Divide and Conquer — SAP to Snowflake Migration Guide

Lift and shift, divide and conquer. An object by object migration guide from SAP to Snowflake

Data warehouse migrations are colossal undertakings, not to be taken lightly. But, if you are reading this article, it means that your organization has weighed its options and decided to abandon legacy on-prem architecture in favor of a future-proof, scalable cloud solution. I commend you.

However, years of relying on SAP architecture and the chaos of proprietary object types can dishearten even the most ambitious leaders, and make the noble task of cloud migration seem more daunting than it is.

This article will cover the translation of key components from SAP BW and HANA to equivalent Snowflake objects.

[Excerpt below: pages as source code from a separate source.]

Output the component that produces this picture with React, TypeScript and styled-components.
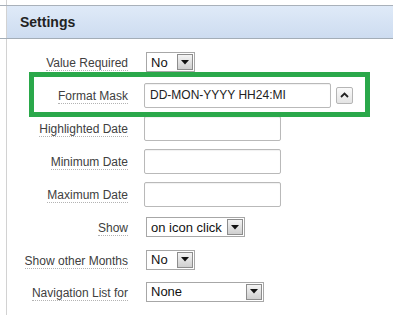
import React from "react";
import styled, { createGlobalStyle } from "styled-components";

const Global = createGlobalStyle`
  html, body { margin: 0; padding: 0; background: #fff; }
  body { font-family: "Liberation Sans", Arial, sans-serif; }
`;

const Page = styled.div`
  position: relative;
  width: 393px;
  height: 315px;
  overflow: hidden;
  padding-top: 5px;
  box-sizing: border-box;
  background: linear-gradient(to right, transparent 6px, #d2d2d2 6px, #d2d2d2 7px, transparent 7px);
`;

const Header = styled.div`
  height: 32px;
  border-top: 1px solid #a9b1ba;
  border-bottom: 1px solid #a3adb7;
  background-image: linear-gradient(to bottom, #dfeaf8, #cddcf0);
  background-repeat: no-repeat;
  background-position: 7px 0;
  background-size: calc(100% - 7px) 100%;
  display: flex;
  align-items: center;
  padding-left: 20px;
  font-size: 14px;
  font-weight: bold;
  color: #222;
`;

const Form = styled.div`
  padding-top: 6.5px;
  display: flex;
  flex-direction: column;
`;

const Row = styled.div<{ $h: number }>`
  height: ${(p) => p.$h}px;
  display: flex;
  align-items: center;
`;

const LabelCell = styled.div`
  width: 128px;
  text-align: right;
  flex-shrink: 0;
`;

const Label = styled.span`
  font-size: 12px;
  color: #404040;
  border-bottom: 1px dotted #b3b3b3;
`;

const FieldCell = styled.div`
  margin-left: 16px;
  display: flex;
  align-items: center;
  gap: 4px;
`;

const TextInput = styled.div<{ $w: number }>`
  width: ${(p) => p.$w}px;
  height: 25px;
  box-sizing: border-box;
  border: 1px solid #b9b9b9;
  border-radius: 2px;
  box-shadow: inset 0 1px 1px rgba(0, 0, 0, 0.06);
  background: #fff;
  display: flex;
  align-items: center;
  padding-left: 5px;
  font-size: 12px;
  color: #222;
`;

const SmallButton = styled.div`
  width: 17px;
  height: 17px;
  box-sizing: border-box;
  border: 1px solid #b5b5b5;
  border-radius: 2px;
  background: linear-gradient(to bottom, #fafafa, #e4e4e4);
  display: flex;
  align-items: center;
  justify-content: center;
  margin-left: 1px;
`;

const SelectBox = styled.div<{ $w: number }>`
  width: ${(p) => p.$w}px;
  height: 20px;
  margin-left: 2px;
  box-sizing: border-box;
  border: 1px solid #a7a7a7;
  background: #fff;
  display: flex;
  align-items: center;
  justify-content: space-between;
  padding-left: 4px;
  padding-right: 1px;
  font-size: 13px;
  color: #111;
`;

const DropButton = styled.div`
  width: 16px;
  height: 16px;
  box-sizing: border-box;
  border: 1px solid #8d8d8d;
  background: linear-gradient(to bottom, #f4f4f4, #cfcfcf);
  display: flex;
  align-items: center;
  justify-content: center;
`;

const Highlight = styled.div`
  position: absolute;
  left: 29px;
  top: 72px;
  width: 341px;
  height: 45px;
  box-sizing: border-box;
  border: 5px solid #2aa84a;
  pointer-events: none;
`;

const Down = () => (
  <svg width="8" height="5" viewBox="0 0 8 5">
    <path d="M0 0 H8 L4 4.5 Z" fill="#111" />
  </svg>
);

const Up = () => (
  <svg width="9" height="6" viewBox="0 0 9 6">
    <path d="M1 5 L4.5 1.5 L8 5" fill="none" stroke="#222" strokeWidth="1.8" />
  </svg>
);

const Select = ({ value, w }: { value: string; w: number }) => (
  <SelectBox $w={w}>
    <span>{value}</span>
    <DropButton>
      <Down />
    </DropButton>
  </SelectBox>
);

type Field =
  | { kind: "select"; label: string; value: string; w: number; h: number }
  | { kind: "input"; label: string; value?: string; w: number; h: number; button?: boolean };

const fields: Field[] = [
  { kind: "select", label: "Value Required", value: "No", w: 49, h: 33 },
  { kind: "input", label: "Format Mask", value: "DD-MON-YYYY HH24:MI", w: 187, h: 33, button: true },
  { kind: "input", label: "Highlighted Date", w: 137, h: 33 },
  { kind: "input", label: "Minimum Date", w: 137, h: 33 },
  { kind: "input", label: "Maximum Date", w: 137, h: 33 },
  { kind: "select", label: "Show", value: "on icon click", w: 99, h: 33 },
  { kind: "select", label: "Show other Months", value: "No", w: 49, h: 32 },
  { kind: "select", label: "Navigation List for", value: "None", w: 118, h: 32 },
];

export default function App() {
  return (
    <>
      <Global />
      <Page>
        <Header>Settings</Header>
        <Form>
          {fields.map((f) => (
            <Row key={f.label} $h={f.h}>
              <LabelCell>
                <Label>{f.label}</Label>
              </LabelCell>
              <FieldCell>
                {f.kind === "select" ? (
                  <Select value={f.value} w={f.w} />
                ) : (
                  <>
                    <TextInput $w={f.w}>{f.value}</TextInput>
                    {f.button && (
                      <SmallButton>
                        <Up />
                      </SmallButton>
                    )}
                  </>
                )}
              </FieldCell>
            </Row>
          ))}
        </Form>
        <Highlight />
      </Page>
    </>
  );
}
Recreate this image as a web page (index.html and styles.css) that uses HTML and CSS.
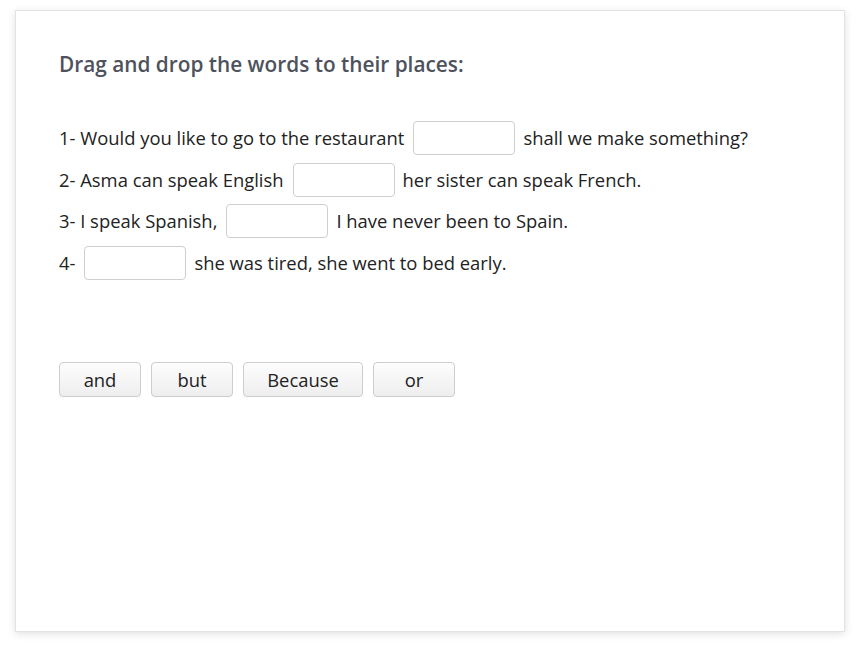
FILE: index.html
```html
<!DOCTYPE html>
<html>
<head>
<meta charset="utf-8">
<link rel="stylesheet" href="styles.css">
</head>
<body>
<div class="card">
  <h1 class="title">Drag and drop the words to their places:</h1>
  <div class="sentences">
    <div class="row"><span>1- Would you like to go to the restaurant</span><span class="drop"></span><span>shall we make something?</span></div>
    <div class="row"><span>2- Asma can speak English</span><span class="drop"></span><span>her sister can speak French.</span></div>
    <div class="row"><span>3- I speak Spanish,</span><span class="drop"></span><span>I have never been to Spain.</span></div>
    <div class="row"><span>4-</span><span class="drop"></span><span>she was tired, she went to bed early.</span></div>
  </div>
  <div class="words">
    <div class="word">and</div>
    <div class="word">but</div>
    <div class="word wide">Because</div>
    <div class="word">or</div>
  </div>
</div>
</body>
</html>
```
FILE: styles.css
```css
html, body {
  margin: 0;
  padding: 0;
  background: #fff;
}
body {
  padding: 10px 16px 21px 15px;
  font-family: "Open Sans", sans-serif;
  color: #222;
}
.card {
  box-sizing: border-box;
  height: 622px;
  border: 1px solid #e2e2e2;
  box-shadow: 0 2px 8px rgba(0,0,0,0.12);
  padding: 39px 43px;
}
.title {
  margin: 0;
  font-size: 20.8px;
  font-weight: 600;
  color: #4d525c;
  line-height: 28px;
}
.sentences {
  margin-top: 43px;
  display: flex;
  flex-direction: column;
  gap: 7.5px;
}
.row {
  display: flex;
  align-items: center;
  gap: 8px;
  font-size: 18.4px;
  line-height: 34px;
}
.drop {
  box-sizing: border-box;
  width: 102px;
  height: 34px;
  margin-left: 1px;
  border: 1px solid #cfcfcf;
  border-radius: 4px;
  background: #fff;
}
.words {
  margin-top: 82px;
  display: flex;
  gap: 10px;
}
.word {
  box-sizing: border-box;
  width: 82px;
  height: 35px;
  border: 1px solid #cdcdcd;
  border-radius: 4px;
  background: linear-gradient(#fdfdfd, #eeeeee);
  font-size: 18.4px;
  line-height: 33px;
  text-align: center;
  color: #222;
}
.word.wide {
  width: 120px;
}
```
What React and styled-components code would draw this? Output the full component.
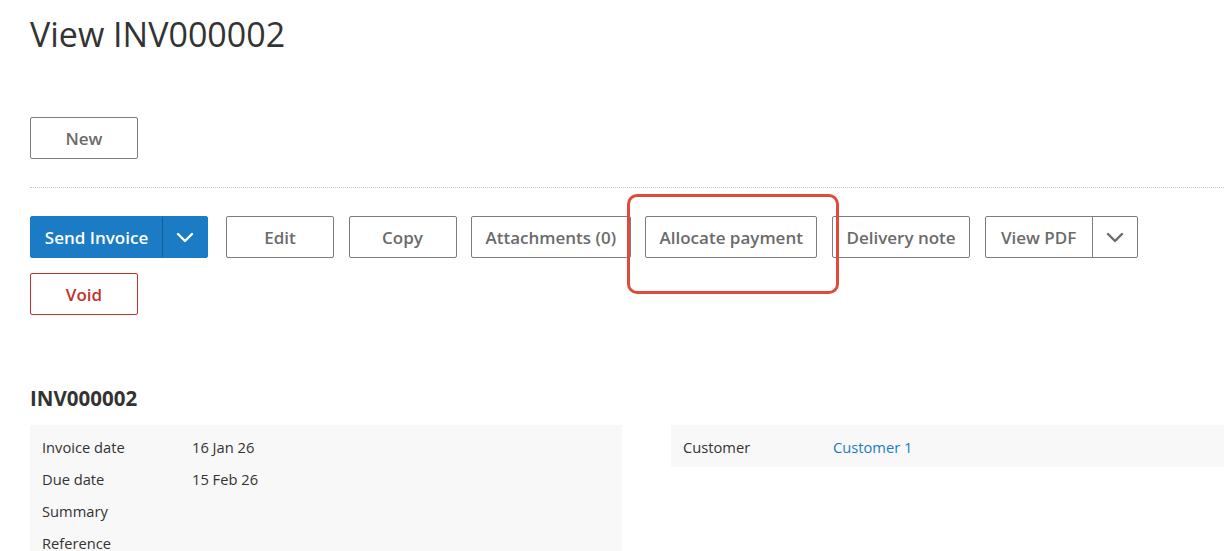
import React from "react";
import styled, { createGlobalStyle } from "styled-components";

const GlobalStyle = createGlobalStyle`
  html, body {
    margin: 0;
    padding: 0;
    background: #fff;
    overflow: hidden;
  }
  body {
    font-family: "Open Sans", "Liberation Sans", sans-serif;
    color: #333;
  }
`;

const Page = styled.div`
  position: relative;
  width: 1260px;
  padding: 14px 0 0 30px;
`;

const Title = styled.h1`
  margin: 0;
  font-size: 34px;
  line-height: 41px;
  font-weight: 400;
  color: #333;
`;

const TopBar = styled.div`
  margin-top: 62px;
  padding-bottom: 28px;
  border-bottom: 1px dotted #c8c8c8;
`;

const Actions = styled.div`
  display: flex;
  flex-wrap: wrap;
  row-gap: 15px;
  column-gap: 14.5px;
  padding-top: 28px;
  width: 1120px;
`;

const Button = styled.button`
  box-sizing: border-box;
  height: 42px;
  min-width: 108px;
  padding: 0 13.5px;
  font-family: "Open Sans", "Liberation Sans", sans-serif;
  font-size: 17px;
  font-weight: 600;
  color: ${(p) => (p.$danger ? "#c4312c" : "#6b6b6b")};
  background: #fff;
  border: 1px solid ${(p) => (p.$danger ? "#c4312c" : "#7d7d7d")};
  border-radius: 2px;
  cursor: pointer;
`;

const Split = styled.div`
  display: flex;
  height: 42px;
  margin-right: ${(p) => (p.$extra ? "3.5px" : "0")};
  border-radius: 2px;
  border: 1px solid ${(p) => (p.$primary ? "#1b7bc4" : "#7d7d7d")};
  background: ${(p) => (p.$primary ? "#1b7bc4" : "#fff")};
  box-sizing: border-box;
`;

const SplitMain = styled.button`
  height: 100%;
  width: ${(p) => p.$w}px;
  padding: 0;
  font-family: "Open Sans", "Liberation Sans", sans-serif;
  font-size: 17px;
  font-weight: 600;
  color: ${(p) => (p.$primary ? "#fff" : "#6b6b6b")};
  background: transparent;
  border: none;
  border-right: 1px solid ${(p) => (p.$primary ? "#175f99" : "#7d7d7d")};
  cursor: pointer;
`;

const SplitToggle = styled.button`
  height: 100%;
  width: 44px;
  padding: 0;
  display: flex;
  align-items: center;
  justify-content: center;
  background: transparent;
  border: none;
  color: ${(p) => (p.$primary ? "#fff" : "#6b6b6b")};
  cursor: pointer;
`;

const Highlight = styled.div`
  position: absolute;
  left: 627px;
  top: 194px;
  width: 212px;
  height: 100px;
  box-sizing: border-box;
  border: 3px solid #e04a3a;
  border-radius: 10px;
  pointer-events: none;
`;

const Heading = styled.h2`
  margin: 68px 0 0;
  font-size: 20.5px;
  line-height: 30px;
  font-weight: 700;
  color: #333;
`;

const Columns = styled.div`
  display: grid;
  grid-template-columns: 592px 592px;
  column-gap: 49px;
  align-items: start;
  margin-top: 12px;
`;

const Panel = styled.div`
  background: #f8f8f8;
  padding: 6px 12px 4px;
  min-height: ${(p) => p.$minH || 0}px;
`;

const Row = styled.div`
  display: grid;
  grid-template-columns: 150px 1fr;
  height: 32px;
  align-items: center;
  font-size: 14.7px;
  color: #333;
`;

const Link = styled.a`
  color: #1b7bc4;
  text-decoration: none;
`;

const Chevron = () => (
  <svg width="18" height="11" viewBox="0 0 18 11" fill="none">
    <polyline
      points="2,2 9,9 16,2"
      stroke="currentColor"
      strokeWidth="2.4"
      strokeLinecap="round"
      strokeLinejoin="round"
    />
  </svg>
);

export default function App() {
  return (
    <>
      <GlobalStyle />
      <Page>
        <Title>View INV000002</Title>
        <TopBar>
          <Button>New</Button>
        </TopBar>
        <Actions>
          <Split $primary $extra>
            <SplitMain $primary $w={132}>
              Send Invoice
            </SplitMain>
            <SplitToggle $primary>
              <Chevron />
            </SplitToggle>
          </Split>
          <Button>Edit</Button>
          <Button>Copy</Button>
          <Button>Attachments (0)</Button>
          <Button>Allocate payment</Button>
          <Button>Delivery note</Button>
          <Split>
            <SplitMain $w={107}>View PDF</SplitMain>
            <SplitToggle>
              <Chevron />
            </SplitToggle>
          </Split>
          <Button $danger>Void</Button>
        </Actions>
        <Highlight />
        <Heading>INV000002</Heading>
        <Columns>
          <Panel $minH={160}>
            <Row>
              <span>Invoice date</span>
              <span>16 Jan 26</span>
            </Row>
            <Row>
              <span>Due date</span>
              <span>15 Feb 26</span>
            </Row>
            <Row>
              <span>Summary</span>
              <span></span>
            </Row>
            <Row>
              <span>Reference</span>
              <span></span>
            </Row>
          </Panel>
          <Panel>
            <Row>
              <span>Customer</span>
              <Link href="#">Customer 1</Link>
            </Row>
          </Panel>
        </Columns>
      </Page>
    </>
  );
}
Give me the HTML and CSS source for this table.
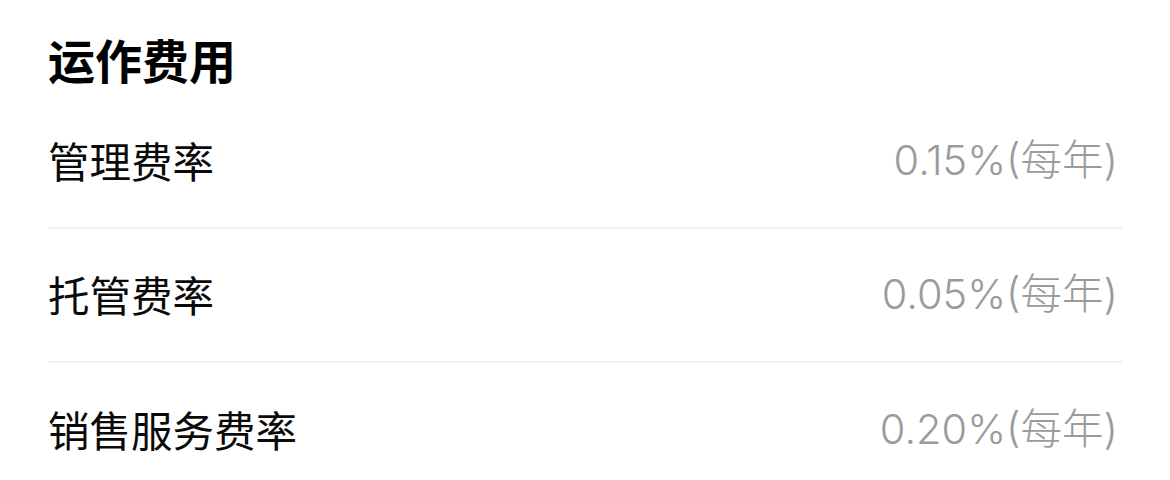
FILE: index.html
```html
<!DOCTYPE html>
<html lang="zh-CN">
<head>
<meta charset="utf-8">
<link rel="stylesheet" href="styles.css">
</head>
<body>
<div class="card">
  <div class="title">运作费用</div>
  <div class="row"><span class="label">管理费率</span><span class="value">0.15%(每年)</span></div>
  <div class="row"><span class="label">托管费率</span><span class="value">0.05%(每年)</span></div>
  <div class="row last"><span class="label">销售服务费率</span><span class="value">0.20%(每年)</span></div>
</div>
</body>
</html>
```
FILE: styles.css
```css
html, body {
  margin: 0;
  padding: 0;
  background: #ffffff;
}
.card {
  padding: 0 48px;
  font-family: "Noto Sans CJK SC", "Noto Sans", sans-serif;
}
.title {
  height: 95px;
  display: flex;
  align-items: center;
  padding-top: 22px;
  box-sizing: border-box;
  font-size: 47px;
  font-weight: 700;
  color: #000;
  line-height: 1;
}
.row {
  height: 134px;
  box-sizing: border-box;
  display: flex;
  justify-content: space-between;
  align-items: center;
  border-bottom: 2px solid #f0f0f0;
  line-height: 1;
}
.row.last {
  border-bottom: none;
}
.label {
  font-size: 41.5px;
  color: #0a0a0a;
}
.value {
  font-family: "Inter", "Noto Sans CJK SC", sans-serif;
  font-weight: 300;
  font-size: 41.5px;
  color: #9b9b9b;
  margin-right: 4px;
}
```
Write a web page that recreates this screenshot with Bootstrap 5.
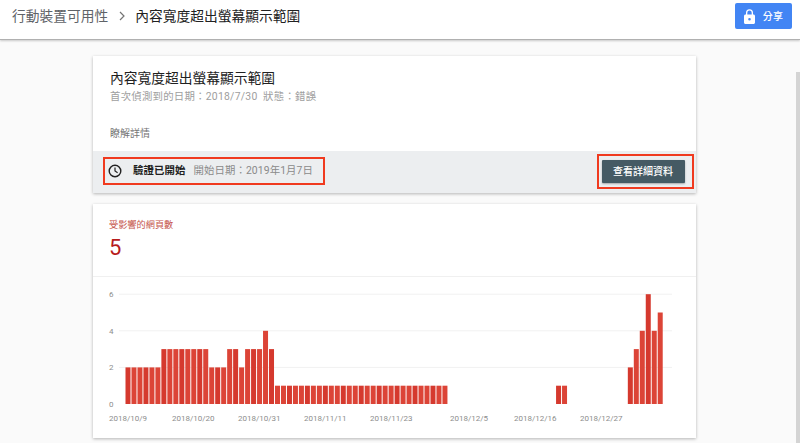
<!DOCTYPE html>
<html lang="zh-Hant">
<head>
  <meta charset="UTF-8" />
  <title>內容寬度超出螢幕顯示範圍</title>
  <link href="https://cdn.jsdelivr.net/npm/bootstrap@5.3.0/dist/css/bootstrap.min.css" rel="stylesheet">
  <style>
    body {
      background: #fafafa;
      font-family: "Roboto", "Noto Sans CJK TC", sans-serif;
      height: 443px;
      overflow: hidden;
    }
    .top-bar {
      height: 40px;
      background: #fff;
      border-bottom: 1px solid #b0b0b0;
      box-shadow: 0 1px 2px rgba(0, 0, 0, .2);
      padding: 0 8px 7px 12px;
      font-size: 13.75px;
      color: #212121;
    }
    .crumb-root { color: #5f6368; }
    .crumb-sep { margin: 0 10px 0 11px; }
    .share-btn {
      width: 57px;
      height: 26px;
      background: #4285f4;
      color: #fff;
      font-size: 10px;
      font-weight: 500;
      letter-spacing: .2px;
      border-radius: 2px;
    }
    .page-wrap { width: 603px; margin: 16px 0 0 93px; }
    .info-card, .chart-card {
      background: #fff;
      box-shadow: 0 1px 3px rgba(0, 0, 0, .28);
    }
    .info-body { height: 95px; padding: 13px 17px 0; }
    .info-title { font-size: 13.75px; line-height: 18px; color: #212121; }
    .info-sub { font-size: 10.4px; line-height: 14px; letter-spacing: .25px; color: #9e9e9e; margin-top: 3px; }
    .info-link { font-size: 10px; line-height: 14px; color: #757575; margin-top: 23px; }
    .info-foot {
      height: 42px;
      background: #eceef0;
      padding: 0 2px 2px 10px;
    }
    .mark-box { border: 2.5px solid #f03a1f; }
    .status-box { width: 222px; height: 28px; padding-left: 3px; font-size: 10.4px; letter-spacing: .1px; }
    .status-name { color: #212121; font-weight: 700; margin-left: 11px; }
    .status-date { color: #8a8a8a; margin-left: 8px; }
    .detail-box { width: 97px; height: 35px; padding: 4px 6.500px 2.500px 2.500px; }
    .detail-btn {
      width: 83px;
      height: 23px;
      background: #455a64;
      color: #fff;
      font-size: 10px;
      font-weight: 500;
      border-radius: 1px;
      box-shadow: 0 1px 2px rgba(0, 0, 0, .3);
    }
    .chart-card { margin-top: 11px; height: 234px; }
    .chart-head { height: 73px; padding: 14px 16px 0; border-bottom: 1px solid #f0f0f0; }
    .chart-label { font-size: 9.2px; line-height: 13px; color: #c5544b; }
    .chart-num { font-size: 22px; line-height: 26px; color: #b71c1c; margin-top: 4px; }
    .chart-svg { display: block; }
    .chart-svg text { font-size: 8px; fill: #8d8d8d; font-family: "Roboto", sans-serif; }
    .scroll-strip {
      position: absolute;
      top: 72px;
      right: 0;
      width: 4px;
      height: 371px;
      background: #d4d4d4;
    }
  </style>
</head>
<body>
  <div class="top-bar d-flex align-items-center justify-content-between">
    <div class="d-flex align-items-center">
      <span class="crumb-root">行動裝置可用性</span>
      <svg class="crumb-sep" width="6" height="10" viewBox="0 0 6 10"><path d="M1 1l4 4-4 4" fill="none" stroke="#757575" stroke-width="1.2"/></svg>
      <span>內容寬度超出螢幕顯示範圍</span>
    </div>
    <div class="share-btn d-flex align-items-center justify-content-center gap-2">
      <svg width="11" height="15" viewBox="0 0 11 15"><path fill="#fff" fill-rule="evenodd" d="M9.500 5.500H9V3.700a3.500 3.500 0 0 0-7 0v1.800h-.5C.7 5.500 0 6.200 0 7v6.500C0 14.300.7 15 1.500 15h8c.8 0 1.500-.7 1.500-1.500V7c0-.8-.7-1.500-1.500-1.500zM5.500 11.600a1.300 1.300 0 1 1 0-2.600 1.300 1.300 0 0 1 0 2.600zM7.700 5.500H3.300V3.700a2.200 2.200 0 0 1 4.400 0v1.800z"/></svg>
      <span>分享</span>
    </div>
  </div>

  <div class="page-wrap">
    <div class="info-card">
      <div class="info-body">
        <div class="info-title">內容寬度超出螢幕顯示範圍</div>
        <div class="info-sub">首次偵測到的日期：2018/7/30&nbsp; 狀態：錯誤</div>
        <div class="info-link">瞭解詳情</div>
      </div>
      <div class="info-foot d-flex align-items-center justify-content-between">
        <div class="mark-box status-box d-flex align-items-center">
          <svg width="14" height="14" viewBox="0 0 14 14"><circle cx="7" cy="7" r="5.800" fill="none" stroke="#212121" stroke-width="1.400"/><path d="M7 3.500V7l2.600 1.700" fill="none" stroke="#212121" stroke-width="1.200"/></svg>
          <span class="status-name">驗證已開始</span>
          <span class="status-date">開始日期：2019年1月7日</span>
        </div>
        <div class="mark-box detail-box d-flex align-items-start">
          <div class="detail-btn d-flex align-items-center justify-content-center">查看詳細資料</div>
        </div>
      </div>
    </div>

    <div class="chart-card">
      <div class="chart-head">
        <div class="chart-label">受影響的網頁數</div>
        <div class="chart-num">5</div>
      </div>
      <svg id="chart" class="chart-svg" width="603" height="160"></svg>
    </div>
  </div>
  <div class="scroll-strip"></div>

  <script>
    // svg sits at page x 93, y 277
    const values = [2,2,2,2,2,2, 3,3,3,3,3,3,3,3, 2,2,2, 3,3, 2, 3,3,3, 4, 3];
    for (let i = 0; i < 29; i++) values.push(1);
    const extra = { 72: 1, 73: 1, 84: 2, 85: 3, 86: 4, 87: 6, 88: 4, 89: 5 };
    const base = 127, unit = 18.3;
    let html = '';

    [2, 4, 6].forEach(v => {
      const y = base - v * unit;
      html += `<line x1="26" x2="579" y1="${y}" y2="${y}" stroke="#f1f1f1"/>`;
    });
    [0, 2, 4, 6].forEach(v => {
      html += `<text x="16" y="${base - v * unit + 3}">${v}</text>`;
    });

    function bar(i, v) {
      const h = v * unit;
      const x = 32.5 + i * 5.98;
      const shade = i % 3 === 0 ? '#d5392e' : '#dc4437';
      return `<rect x="${x}" y="${base - h}" width="5" height="${h}" fill="${shade}"/>`;
    }
    values.forEach((v, i) => { html += bar(i, v); });
    Object.keys(extra).forEach(i => { html += bar(+i, extra[i]); });

    const labels = [[16, '2018/10/9'], [79, '2018/10/20'], [145, '2018/10/31'], [211, '2018/11/11'], [277, '2018/11/23'], [357, '2018/12/5'], [421, '2018/12/16'], [487, '2018/12/27']];
    labels.forEach(l => {
      html += `<text x="${l[0]}" y="144">${l[1]}</text>`;
    });
    document.getElementById('chart').innerHTML = html;
  </script>
  <script src="https://cdn.jsdelivr.net/npm/bootstrap@5.3.0/dist/js/bootstrap.bundle.min.js"></script>
</body>
</html>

We will also dive into specific tools and strategies that can help accelerate the migration while ensuring end-user buy-in and acceptance.

The users must stand with us, or our push will falter

Divide and Conquer

Breaking a large problem into manageable chunks is an age-old battle (and project) strategy. The phrase can be traced as far back as Philip II of Macedonia (divide et impera) and probably further.

Diving a migration into manageable pieces allows for better estimates, task dependencies, and parallel workstreams. But, what constitutes a “manageable” piece? Before we can determine units of work, we need to understand the building blocks.

If I am able to determine the enemy’s dispositions while at the same time I conceal my own, then I can concentrate and he must divide.

-Sun Tzu

Divide

SAP designs are notoriously complex. Similar objects can be set up in drastically different configurations, and different object types have overlapping similarities. Plus, there are more places to hide code than a coin in cargo pants.

Fortunately, an equivalent Snowflake feature exists for every SAP object. The degree of similarity will vary across features, but the migration can move forward without worrying about incompatibility roadblocks.

Here is an overview of SAP to Snowflake object equivalence. We will look at each of these in greater detail below.

InfoObjects

Unless an InfoObject contains master data, it’s simply a column and does not need to be maintained independently in Snowflake. InfoObjects with master data are tables. Master data attributes are, likewise, columns — no need to maintain or declare them independently either.

DSO / ODS

Ralph Kimball gave us the concept of fact and dimension tables. SAP took it a step further and made them into system objects. That an InfoObject commonly holds dimension data and DSOs are used as fact tables does not change that they are both database tables.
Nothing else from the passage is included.